[Start STORED RECORDS]

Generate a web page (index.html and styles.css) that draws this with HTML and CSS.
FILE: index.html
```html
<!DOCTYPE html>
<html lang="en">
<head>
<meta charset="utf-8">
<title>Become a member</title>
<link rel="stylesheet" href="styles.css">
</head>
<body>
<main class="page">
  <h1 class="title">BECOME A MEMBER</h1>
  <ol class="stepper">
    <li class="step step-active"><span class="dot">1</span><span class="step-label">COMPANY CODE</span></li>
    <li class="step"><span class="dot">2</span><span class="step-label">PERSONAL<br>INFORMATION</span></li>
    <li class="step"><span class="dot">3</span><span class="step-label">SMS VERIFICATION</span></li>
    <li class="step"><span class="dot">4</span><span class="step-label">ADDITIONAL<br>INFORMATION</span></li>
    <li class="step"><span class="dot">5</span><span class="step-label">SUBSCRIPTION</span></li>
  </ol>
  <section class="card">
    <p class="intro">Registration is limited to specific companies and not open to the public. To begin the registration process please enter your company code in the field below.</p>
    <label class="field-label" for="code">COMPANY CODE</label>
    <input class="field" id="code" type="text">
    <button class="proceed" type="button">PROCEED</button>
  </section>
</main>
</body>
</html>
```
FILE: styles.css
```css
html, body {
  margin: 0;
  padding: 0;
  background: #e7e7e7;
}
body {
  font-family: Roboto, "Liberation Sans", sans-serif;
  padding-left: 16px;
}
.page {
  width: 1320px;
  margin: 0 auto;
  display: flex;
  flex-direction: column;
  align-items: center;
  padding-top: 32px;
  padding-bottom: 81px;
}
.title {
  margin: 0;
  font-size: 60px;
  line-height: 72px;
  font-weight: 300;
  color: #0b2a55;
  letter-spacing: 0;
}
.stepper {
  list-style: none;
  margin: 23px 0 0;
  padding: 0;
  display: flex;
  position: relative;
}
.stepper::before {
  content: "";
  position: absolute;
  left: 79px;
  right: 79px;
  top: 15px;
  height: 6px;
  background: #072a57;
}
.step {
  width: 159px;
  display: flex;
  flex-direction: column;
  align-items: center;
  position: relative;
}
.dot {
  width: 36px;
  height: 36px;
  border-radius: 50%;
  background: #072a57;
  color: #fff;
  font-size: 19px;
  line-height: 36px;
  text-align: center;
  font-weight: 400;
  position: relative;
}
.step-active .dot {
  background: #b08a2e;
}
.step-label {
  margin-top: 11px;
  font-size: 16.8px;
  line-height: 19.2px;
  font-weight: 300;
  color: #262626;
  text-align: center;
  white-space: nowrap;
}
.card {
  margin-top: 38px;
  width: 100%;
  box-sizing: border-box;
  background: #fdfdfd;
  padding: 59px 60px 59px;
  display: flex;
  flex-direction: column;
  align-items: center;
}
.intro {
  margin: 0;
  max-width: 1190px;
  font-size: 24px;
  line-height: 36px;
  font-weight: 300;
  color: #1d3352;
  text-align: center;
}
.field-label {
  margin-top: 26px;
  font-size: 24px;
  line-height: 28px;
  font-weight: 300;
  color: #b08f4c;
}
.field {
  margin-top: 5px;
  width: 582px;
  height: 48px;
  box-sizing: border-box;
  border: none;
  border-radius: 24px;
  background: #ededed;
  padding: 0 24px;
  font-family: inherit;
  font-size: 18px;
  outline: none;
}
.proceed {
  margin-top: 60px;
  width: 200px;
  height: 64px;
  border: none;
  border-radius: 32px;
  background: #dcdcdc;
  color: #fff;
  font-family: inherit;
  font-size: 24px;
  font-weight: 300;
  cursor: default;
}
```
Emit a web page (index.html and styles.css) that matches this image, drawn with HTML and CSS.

[End STORED RECORDS]

- TO BE DONE
Return every record above exactly as it appears.

- FULL RESPONSE
Generate a web page (index.html and styles.css) that draws this with HTML and CSS.
FILE: index.html
```html
<!DOCTYPE html>
<html lang="en">
<head>
<meta charset="utf-8">
<title>Become a member</title>
<link rel="stylesheet" href="styles.css">
</head>
<body>
<main class="page">
  <h1 class="title">BECOME A MEMBER</h1>
  <ol class="stepper">
    <li class="step step-active"><span class="dot">1</span><span class="step-label">COMPANY CODE</span></li>
    <li class="step"><span class="dot">2</span><span class="step-label">PERSONAL<br>INFORMATION</span></li>
    <li class="step"><span class="dot">3</span><span class="step-label">SMS VERIFICATION</span></li>
    <li class="step"><span class="dot">4</span><span class="step-label">ADDITIONAL<br>INFORMATION</span></li>
    <li class="step"><span class="dot">5</span><span class="step-label">SUBSCRIPTION</span></li>
  </ol>
  <section class="card">
    <p class="intro">Registration is limited to specific companies and not open to the public. To begin the registration process please enter your company code in the field below.</p>
    <label class="field-label" for="code">COMPANY CODE</label>
    <input class="field" id="code" type="text">
    <button class="proceed" type="button">PROCEED</button>
  </section>
</main>
</body>
</html>
```
FILE: styles.css
```css
html, body {
  margin: 0;
  padding: 0;
  background: #e7e7e7;
}
body {
  font-family: Roboto, "Liberation Sans", sans-serif;
  padding-left: 16px;
}
.page {
  width: 1320px;
  margin: 0 auto;
  display: flex;
  flex-direction: column;
  align-items: center;
  padding-top: 32px;
  padding-bottom: 81px;
}
.title {
  margin: 0;
  font-size: 60px;
  line-height: 72px;
  font-weight: 300;
  color: #0b2a55;
  letter-spacing: 0;
}
.stepper {
  list-style: none;
  margin: 23px 0 0;
  padding: 0;
  display: flex;
  position: relative;
}
.stepper::before {
  content: "";
  position: absolute;
  left: 79px;
  right: 79px;
  top: 15px;
  height: 6px;
  background: #072a57;
}
.step {
  width: 159px;
  display: flex;
  flex-direction: column;
  align-items: center;
  position: relative;
}
.dot {
  width: 36px;
  height: 36px;
  border-radius: 50%;
  background: #072a57;
  color: #fff;
  font-size: 19px;
  line-height: 36px;
  text-align: center;
  font-weight: 400;
  position: relative;
}
.step-active .dot {
  background: #b08a2e;
}
.step-label {
  margin-top: 11px;
  font-size: 16.8px;
  line-height: 19.2px;
  font-weight: 300;
  color: #262626;
  text-align: center;
  white-space: nowrap;
}
.card {
  margin-top: 38px;
  width: 100%;
  box-sizing: border-box;
  background: #fdfdfd;
  padding: 59px 60px 59px;
  display: flex;
  flex-direction: column;
  align-items: center;
}
.intro {
  margin: 0;
  max-width: 1190px;
  font-size: 24px;
  line-height: 36px;
  font-weight: 300;
  color: #1d3352;
  text-align: center;
}
.field-label {
  margin-top: 26px;
  font-size: 24px;
  line-height: 28px;
  font-weight: 300;
  color: #b08f4c;
}
.field {
  margin-top: 5px;
  width: 582px;
  height: 48px;
  box-sizing: border-box;
  border: none;
  border-radius: 24px;
  background: #ededed;
  padding: 0 24px;
  font-family: inherit;
  font-size: 18px;
  outline: none;
}
.proceed {
  margin-top: 60px;
  width: 200px;
  height: 64px;
  border: none;
  border-radius: 32px;
  background: #dcdcdc;
  color: #fff;
  font-family: inherit;
  font-size: 24px;
  font-weight: 300;
  cursor: default;
}
```
Emit a web page (index.html and styles.css) that matches this image, drawn with HTML and CSS.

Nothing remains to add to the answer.